— Records —

----

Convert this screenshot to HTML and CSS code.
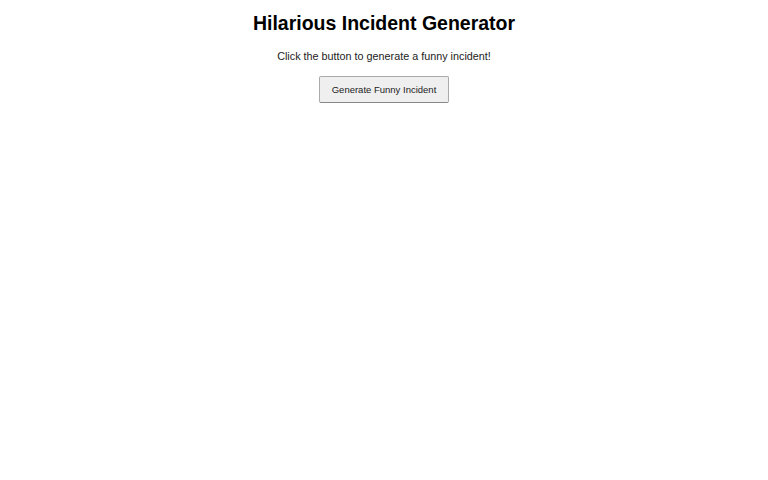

----

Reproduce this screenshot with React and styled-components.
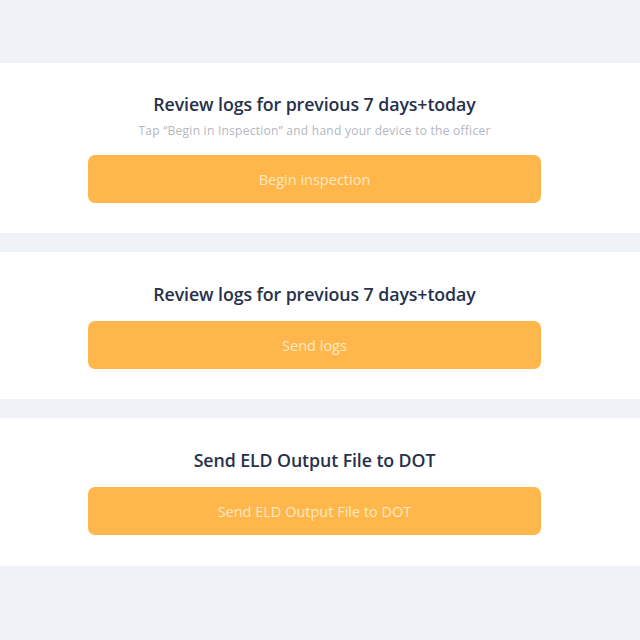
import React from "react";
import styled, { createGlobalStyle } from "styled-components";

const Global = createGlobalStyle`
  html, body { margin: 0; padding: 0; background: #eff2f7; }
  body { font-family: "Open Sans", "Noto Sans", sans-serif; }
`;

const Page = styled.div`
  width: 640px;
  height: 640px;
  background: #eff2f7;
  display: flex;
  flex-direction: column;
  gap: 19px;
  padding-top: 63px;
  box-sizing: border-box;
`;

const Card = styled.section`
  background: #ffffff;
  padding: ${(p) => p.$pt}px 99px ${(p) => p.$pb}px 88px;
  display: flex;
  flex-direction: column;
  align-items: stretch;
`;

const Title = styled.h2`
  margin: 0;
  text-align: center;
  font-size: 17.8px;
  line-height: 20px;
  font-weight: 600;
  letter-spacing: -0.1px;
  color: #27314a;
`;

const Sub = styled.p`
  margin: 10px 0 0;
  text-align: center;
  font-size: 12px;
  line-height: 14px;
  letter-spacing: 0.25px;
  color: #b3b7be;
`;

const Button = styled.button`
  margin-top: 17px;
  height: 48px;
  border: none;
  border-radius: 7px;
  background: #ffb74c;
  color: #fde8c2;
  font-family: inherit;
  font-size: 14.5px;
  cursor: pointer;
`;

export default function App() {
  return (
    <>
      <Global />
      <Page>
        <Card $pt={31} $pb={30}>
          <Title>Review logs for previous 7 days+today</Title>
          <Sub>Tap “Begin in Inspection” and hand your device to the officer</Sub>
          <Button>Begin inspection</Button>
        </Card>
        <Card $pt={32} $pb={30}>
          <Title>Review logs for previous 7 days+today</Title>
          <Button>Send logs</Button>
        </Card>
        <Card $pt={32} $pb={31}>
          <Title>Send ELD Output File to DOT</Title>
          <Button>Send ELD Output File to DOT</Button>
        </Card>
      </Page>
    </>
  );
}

----

Report only the number of lines in the records that include the word "this".

— Written reply —
2